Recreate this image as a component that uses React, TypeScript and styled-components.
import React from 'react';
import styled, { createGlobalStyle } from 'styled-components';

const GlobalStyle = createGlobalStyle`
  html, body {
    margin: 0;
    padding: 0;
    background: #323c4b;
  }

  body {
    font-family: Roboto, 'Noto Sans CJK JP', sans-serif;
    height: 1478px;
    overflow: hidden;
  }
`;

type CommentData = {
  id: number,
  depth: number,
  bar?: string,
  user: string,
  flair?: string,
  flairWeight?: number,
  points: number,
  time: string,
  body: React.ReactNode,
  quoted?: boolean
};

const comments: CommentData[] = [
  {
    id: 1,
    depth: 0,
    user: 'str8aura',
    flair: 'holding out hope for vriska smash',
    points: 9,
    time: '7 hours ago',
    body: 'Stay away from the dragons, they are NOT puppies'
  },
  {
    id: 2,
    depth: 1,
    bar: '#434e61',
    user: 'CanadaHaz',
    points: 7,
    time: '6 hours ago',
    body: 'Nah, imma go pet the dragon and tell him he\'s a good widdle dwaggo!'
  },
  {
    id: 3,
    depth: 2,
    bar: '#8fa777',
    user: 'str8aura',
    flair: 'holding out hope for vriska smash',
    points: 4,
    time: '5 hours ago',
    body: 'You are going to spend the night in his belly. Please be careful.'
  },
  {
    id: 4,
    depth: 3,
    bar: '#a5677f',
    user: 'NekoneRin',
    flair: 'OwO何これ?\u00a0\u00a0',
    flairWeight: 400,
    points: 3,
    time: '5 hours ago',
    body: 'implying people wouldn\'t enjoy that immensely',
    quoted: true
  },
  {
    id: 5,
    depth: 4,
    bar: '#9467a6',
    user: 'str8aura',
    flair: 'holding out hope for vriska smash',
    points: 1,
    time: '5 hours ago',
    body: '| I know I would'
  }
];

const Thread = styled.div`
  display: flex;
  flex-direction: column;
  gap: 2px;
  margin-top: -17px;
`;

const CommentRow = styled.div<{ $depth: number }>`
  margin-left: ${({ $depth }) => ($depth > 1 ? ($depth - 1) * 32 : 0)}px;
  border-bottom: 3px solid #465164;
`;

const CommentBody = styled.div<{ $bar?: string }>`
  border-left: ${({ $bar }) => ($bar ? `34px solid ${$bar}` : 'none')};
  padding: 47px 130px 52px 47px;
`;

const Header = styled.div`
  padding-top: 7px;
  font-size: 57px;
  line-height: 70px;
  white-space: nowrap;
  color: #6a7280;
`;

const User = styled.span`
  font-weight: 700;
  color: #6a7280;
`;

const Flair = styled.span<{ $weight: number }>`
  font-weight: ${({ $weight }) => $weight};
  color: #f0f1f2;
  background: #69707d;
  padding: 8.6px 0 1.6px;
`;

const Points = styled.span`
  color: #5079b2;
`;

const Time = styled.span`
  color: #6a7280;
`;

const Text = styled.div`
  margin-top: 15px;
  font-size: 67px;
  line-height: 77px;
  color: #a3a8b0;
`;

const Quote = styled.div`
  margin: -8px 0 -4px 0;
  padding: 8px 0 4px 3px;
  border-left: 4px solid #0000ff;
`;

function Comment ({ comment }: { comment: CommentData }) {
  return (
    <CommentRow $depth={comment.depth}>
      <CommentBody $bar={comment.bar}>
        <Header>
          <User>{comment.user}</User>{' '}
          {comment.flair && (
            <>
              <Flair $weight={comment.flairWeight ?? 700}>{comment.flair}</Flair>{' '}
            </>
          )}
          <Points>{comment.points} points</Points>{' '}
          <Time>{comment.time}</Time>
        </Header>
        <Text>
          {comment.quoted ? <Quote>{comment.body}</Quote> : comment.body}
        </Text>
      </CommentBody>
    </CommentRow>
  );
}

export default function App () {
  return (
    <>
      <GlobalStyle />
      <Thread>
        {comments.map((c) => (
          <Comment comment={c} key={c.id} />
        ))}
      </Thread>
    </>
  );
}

══════════════════════════════

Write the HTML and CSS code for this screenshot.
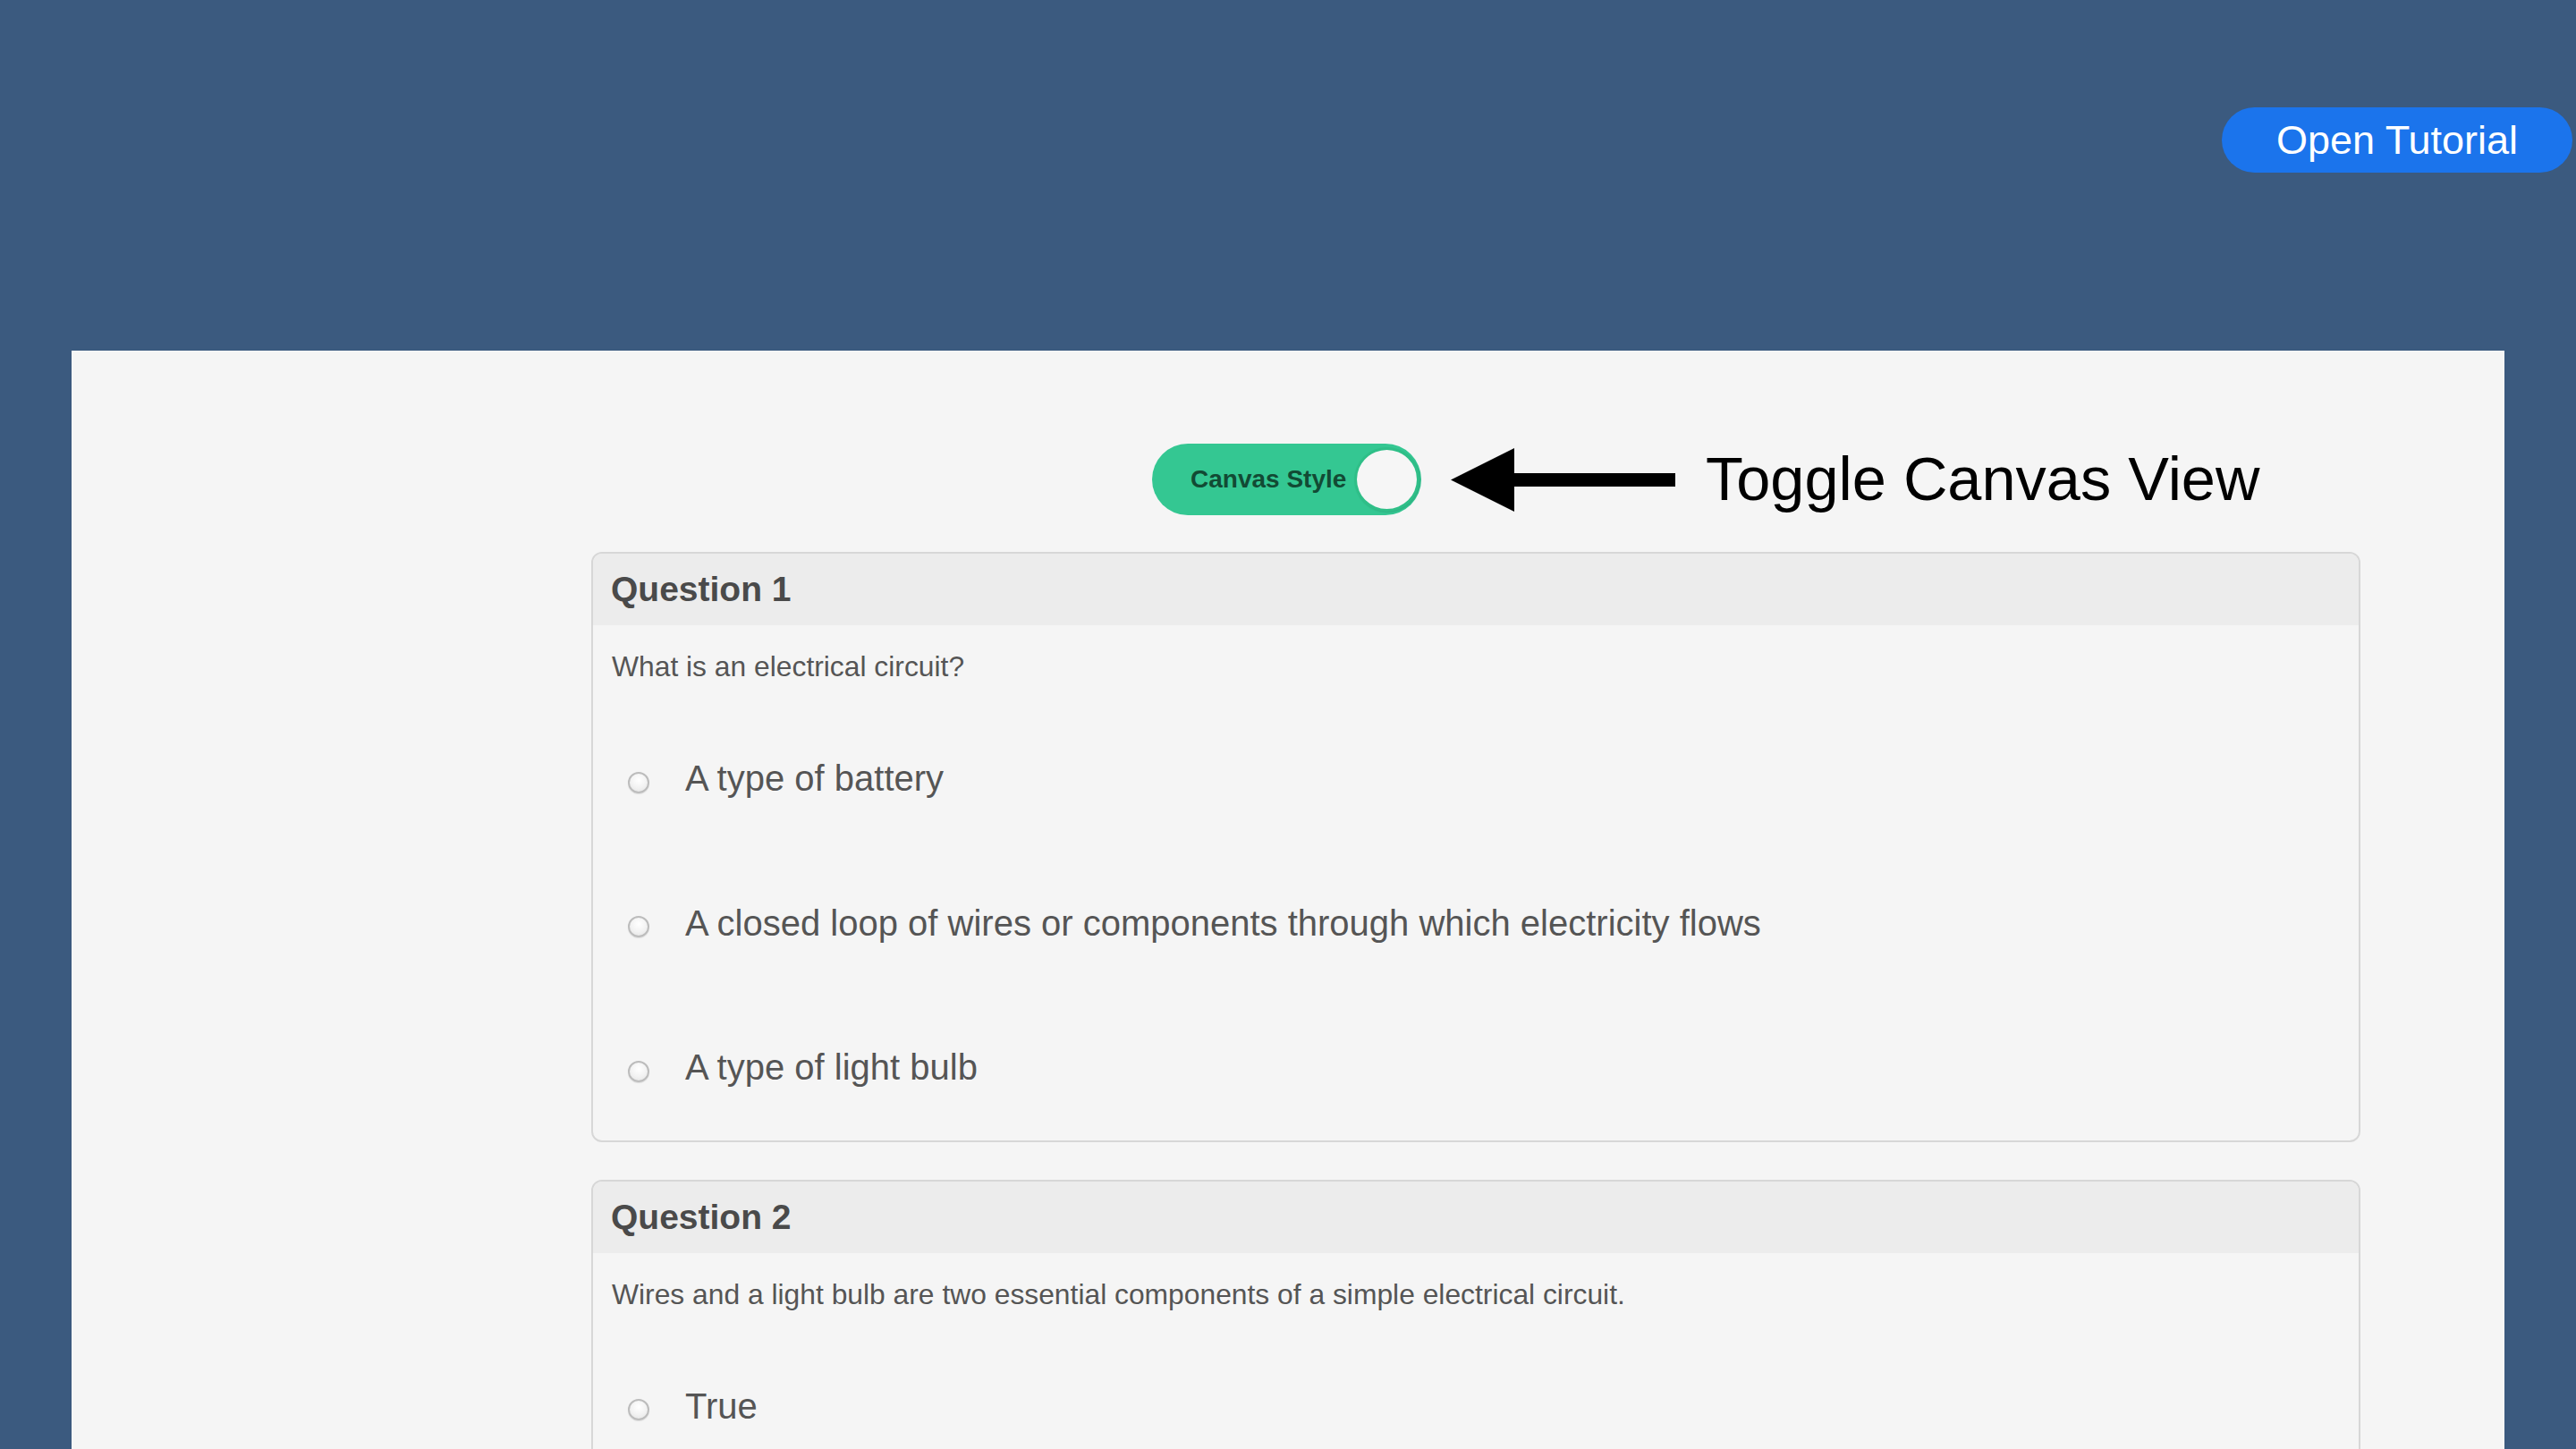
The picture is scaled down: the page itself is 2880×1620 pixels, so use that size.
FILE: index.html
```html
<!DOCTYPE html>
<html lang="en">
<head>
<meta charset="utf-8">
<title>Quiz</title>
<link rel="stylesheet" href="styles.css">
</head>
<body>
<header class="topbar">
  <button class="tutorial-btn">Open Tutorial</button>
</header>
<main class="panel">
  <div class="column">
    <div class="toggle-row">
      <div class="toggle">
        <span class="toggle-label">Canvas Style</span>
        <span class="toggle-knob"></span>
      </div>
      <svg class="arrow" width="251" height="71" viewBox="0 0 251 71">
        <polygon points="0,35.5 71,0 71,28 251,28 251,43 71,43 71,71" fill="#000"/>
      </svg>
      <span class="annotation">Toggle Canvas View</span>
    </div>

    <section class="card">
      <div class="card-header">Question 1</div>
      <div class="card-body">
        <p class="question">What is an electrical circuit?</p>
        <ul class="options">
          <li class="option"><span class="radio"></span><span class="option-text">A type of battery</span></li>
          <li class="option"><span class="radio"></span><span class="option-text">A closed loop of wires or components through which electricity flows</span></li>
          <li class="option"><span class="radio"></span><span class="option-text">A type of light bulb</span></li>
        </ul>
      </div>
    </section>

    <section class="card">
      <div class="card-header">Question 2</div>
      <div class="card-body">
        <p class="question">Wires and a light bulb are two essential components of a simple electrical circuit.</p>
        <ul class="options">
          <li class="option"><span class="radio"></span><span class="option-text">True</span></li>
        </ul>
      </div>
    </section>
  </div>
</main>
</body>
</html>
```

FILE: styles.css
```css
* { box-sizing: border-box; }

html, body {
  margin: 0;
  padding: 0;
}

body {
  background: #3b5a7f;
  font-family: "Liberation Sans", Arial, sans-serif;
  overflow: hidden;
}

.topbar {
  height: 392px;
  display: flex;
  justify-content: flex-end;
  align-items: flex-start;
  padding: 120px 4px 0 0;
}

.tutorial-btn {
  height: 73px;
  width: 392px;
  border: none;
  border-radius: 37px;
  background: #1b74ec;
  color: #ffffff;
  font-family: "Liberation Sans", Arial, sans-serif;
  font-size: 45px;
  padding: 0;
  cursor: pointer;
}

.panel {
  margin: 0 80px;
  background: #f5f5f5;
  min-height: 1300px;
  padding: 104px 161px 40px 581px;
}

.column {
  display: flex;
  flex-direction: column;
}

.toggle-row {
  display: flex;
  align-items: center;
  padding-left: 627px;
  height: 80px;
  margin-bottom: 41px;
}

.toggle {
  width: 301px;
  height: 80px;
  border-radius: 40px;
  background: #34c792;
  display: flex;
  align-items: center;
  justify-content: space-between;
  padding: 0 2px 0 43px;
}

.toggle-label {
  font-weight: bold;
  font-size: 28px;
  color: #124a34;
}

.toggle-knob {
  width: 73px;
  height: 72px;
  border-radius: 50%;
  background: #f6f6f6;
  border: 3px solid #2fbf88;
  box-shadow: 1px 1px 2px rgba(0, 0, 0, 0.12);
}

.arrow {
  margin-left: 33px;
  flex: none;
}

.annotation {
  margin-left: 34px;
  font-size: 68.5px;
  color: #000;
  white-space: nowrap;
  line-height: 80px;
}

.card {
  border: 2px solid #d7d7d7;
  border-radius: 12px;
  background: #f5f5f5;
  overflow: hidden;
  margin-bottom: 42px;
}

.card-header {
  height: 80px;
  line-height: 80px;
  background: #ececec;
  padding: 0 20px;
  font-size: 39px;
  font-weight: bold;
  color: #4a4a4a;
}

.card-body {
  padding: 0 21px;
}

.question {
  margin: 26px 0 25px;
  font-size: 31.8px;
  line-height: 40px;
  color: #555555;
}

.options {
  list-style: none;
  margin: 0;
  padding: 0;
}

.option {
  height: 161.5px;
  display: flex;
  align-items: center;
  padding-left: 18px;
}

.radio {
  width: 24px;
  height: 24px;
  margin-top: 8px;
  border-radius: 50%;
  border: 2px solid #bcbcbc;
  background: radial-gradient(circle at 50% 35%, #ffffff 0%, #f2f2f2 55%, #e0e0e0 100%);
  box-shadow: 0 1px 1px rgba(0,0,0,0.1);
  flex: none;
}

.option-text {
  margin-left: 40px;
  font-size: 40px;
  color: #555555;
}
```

══════════════════════════════

Going through the entries above, report how many lines include the string "this". The number alone is the answer.

2